When I work with agency leaders and producers, I hear the question, “Are we there yet,” all the time, it’s just asked a bit differently. It’s questions like, “How long until will it take to achieve this business growth goal?” or “How long will it take to train this new producer?”
There is nothing wrong with asking questions to decide how soon you will “arrive” at your goal.”
However, there is a difference between “arriving” at a tangible goal and “arriving” at your growth goal.
The difference is in your mindset.
If you think you have arrived, you have missed the point of the goal.
Why? Because believing you have arrived limits your true potential.
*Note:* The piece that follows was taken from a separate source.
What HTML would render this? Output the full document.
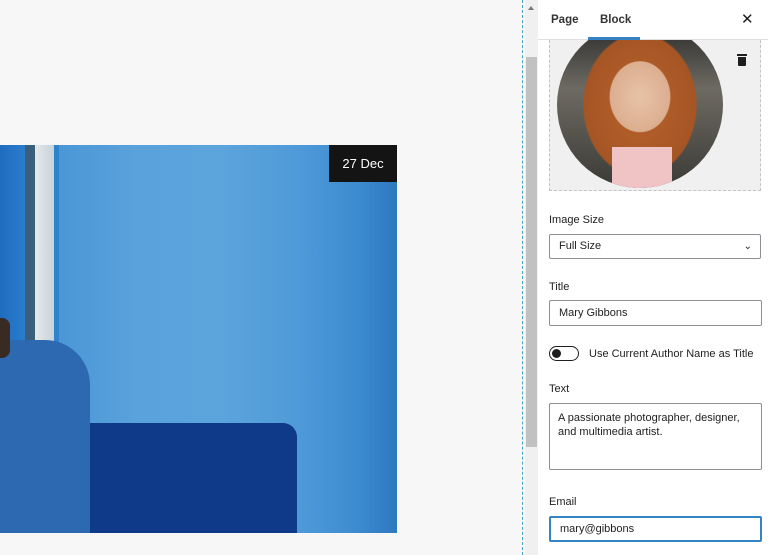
<!DOCTYPE html>
<html><head><style>
*{box-sizing:border-box;margin:0;padding:0}
body{width:768px;height:555px;overflow:hidden;position:relative;background:#f7f7f7;font-family:"Liberation Sans",sans-serif;color:#1e1e1e}
.abs{position:absolute}
.lbl{position:absolute;left:549px;font-size:11px;color:#1e1e1e}
.inp{position:absolute;left:549px;width:213px;border:1px solid #8c8f94;border-radius:2px;background:#fff;font-size:11px;padding-left:9px;color:#1e1e1e}
</style></head><body>
<!-- photo -->
<div class="abs" style="left:0;top:145px;width:397px;height:388px;background:linear-gradient(90deg,#1f6cbf 0,#2a7ccc 6%,#4a96d6 14%,#5aa2dc 35%,#5ca4dc 55%,#4f9ad8 75%,#3d8bd0 90%,#2e78c0 100%)"></div>
<div class="abs" style="left:25px;top:145px;width:10px;height:210px;background:#3b5f7a"></div>
<div class="abs" style="left:35px;top:145px;width:19px;height:220px;background:linear-gradient(90deg,#e4e8ea,#c8d3da)"></div>
<div class="abs" style="left:54px;top:145px;width:5px;height:225px;background:#2f82cc"></div>
<div class="abs" style="left:60px;top:423px;width:237px;height:110px;background:#0f3a8a;border-radius:10px 14px 0 0"></div>
<div class="abs" style="left:0;top:340px;width:90px;height:193px;background:#2d69b0;border-radius:0 45px 0 0"></div>
<div class="abs" style="left:0;top:318px;width:10px;height:40px;background:#3a2a24;border-radius:0 8px 8px 0"></div>
<div class="abs" style="left:329px;top:145px;width:68px;height:37px;background:#141414;color:#fff;font-size:13px;line-height:37px;text-align:center">27 Dec</div>
<!-- dotted separator -->
<div class="abs" style="left:522px;top:0;width:0;height:555px;border-left:1px dashed #4aa3c8"></div>
<!-- scrollbar -->
<div class="abs" style="left:525px;top:0;width:13px;height:555px;background:#f0f0f0"></div>
<div class="abs" style="left:526px;top:57px;width:11px;height:390px;background:#c1c1c1"></div>
<div class="abs" style="left:528px;top:6px;width:0;height:0;border-left:3px solid transparent;border-right:3px solid transparent;border-bottom:4px solid #777"></div>
<!-- sidebar -->
<div class="abs" style="left:538px;top:0;width:230px;height:555px;background:#fff"></div>
<div class="abs" style="left:538px;top:39px;width:230px;height:1px;background:#e0e0e0"></div>
<div class="abs" style="left:551px;top:14px;font-size:11.5px;font-weight:bold;color:#333">Page</div>
<div class="abs" style="left:600px;top:14px;font-size:11.5px;font-weight:bold;color:#333">Block</div>
<div class="abs" style="left:588px;top:37px;width:52px;height:3px;background:#3582c4"></div>
<div class="abs" style="left:741px;top:10px;font-size:15px">✕</div>
<!-- image area -->
<div class="abs" style="left:549px;top:40px;width:212px;height:151px;background:#f0f0f0;border:1px dashed #c4c4c4;border-top:none"></div>
<div class="abs" style="left:557px;top:22px;width:166px;height:166px;border-radius:50%;overflow:hidden;background:radial-gradient(ellipse 30% 35% at 50% 45%,#e8c3a8 0,#dcae90 60%,transparent 62%),radial-gradient(ellipse 48% 60% at 50% 50%,#b8622c 0,#a55524 70%,transparent 72%),linear-gradient(180deg,#2a2a2a 0,#6d6a62 40%,#3c3a36 100%);clip-path:inset(18px 0 0 0)">
<div style="position:absolute;left:55px;top:125px;width:60px;height:50px;background:#f0c3c5"></div>
</div>
<div class="abs" style="left:737px;top:54px;width:10px;height:2px;background:#1e1e1e"></div>
<div class="abs" style="left:738px;top:57px;width:8px;height:9px;background:#1e1e1e;border-radius:0 0 1px 1px"></div>
<!-- form -->
<div class="lbl" style="top:214px">Image Size</div>
<div class="inp" style="top:234px;height:25px;line-height:23px;width:212px">Full Size<span style="position:absolute;right:8px;top:0;font-size:10px">⌄</span></div>
<div class="lbl" style="top:281px">Title</div>
<div class="inp" style="top:300px;height:26px;line-height:24px">Mary Gibbons</div>
<div class="abs" style="left:549px;top:346px;width:30px;height:15px;border:1px solid #1e1e1e;border-radius:8px"></div>
<div class="abs" style="left:552px;top:349px;width:9px;height:9px;border-radius:50%;background:#1e1e1e"></div>
<div class="abs" style="left:589px;top:348px;font-size:11px">Use Current Author Name as Title</div>
<div class="lbl" style="top:383px">Text</div>
<div class="inp" style="top:403px;height:67px;padding:7px 8px;line-height:14px">A passionate photographer, designer, and multimedia artist.</div>
<div class="lbl" style="top:496px">Email</div>
<div class="inp" style="top:516px;height:26px;line-height:22px;border:2px solid #3582c4;width:213px">mary@gibbons</div>
</body></html>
When I started my personal growth journey as an insurance agent in 2003, I first heard my favorite quote by the late great Jim Rohn. He said “Work hard on your job make a living, work hard on yourself, make a fortune.” At that time I didn’t fully understand what he was saying. I wanted to work hard, take care of my new family, and grow my business. I wanted to “arrive” by hitting my business growth goals.
As I began challenging myself, learning from other successful people, and hitting some of my growth goals, my understanding of the quote by Jim Rohn become more clear. Your growth and potential do not have a destination.
What I am continuing to learn is that when it comes to growth and potential, there is no final arrival point. While that may seem a bit discouraging, it actually the opposite. Let me explain what my leadership mentor has taught me.
My mentor says to stop asking the question, “How long will this take,?” and replace it with, “How far can I go?”
Setting goals for your business and life is good, but don’t let the goal limit your true potential.
I want to leave you with three questions to consider that have provided me a great deal of reflection and growth.
“Where do you want to go in life?”
“What direction do you want to go?”
“What’s the farthest you can imagine going?”
Now “Go face your grizzly.”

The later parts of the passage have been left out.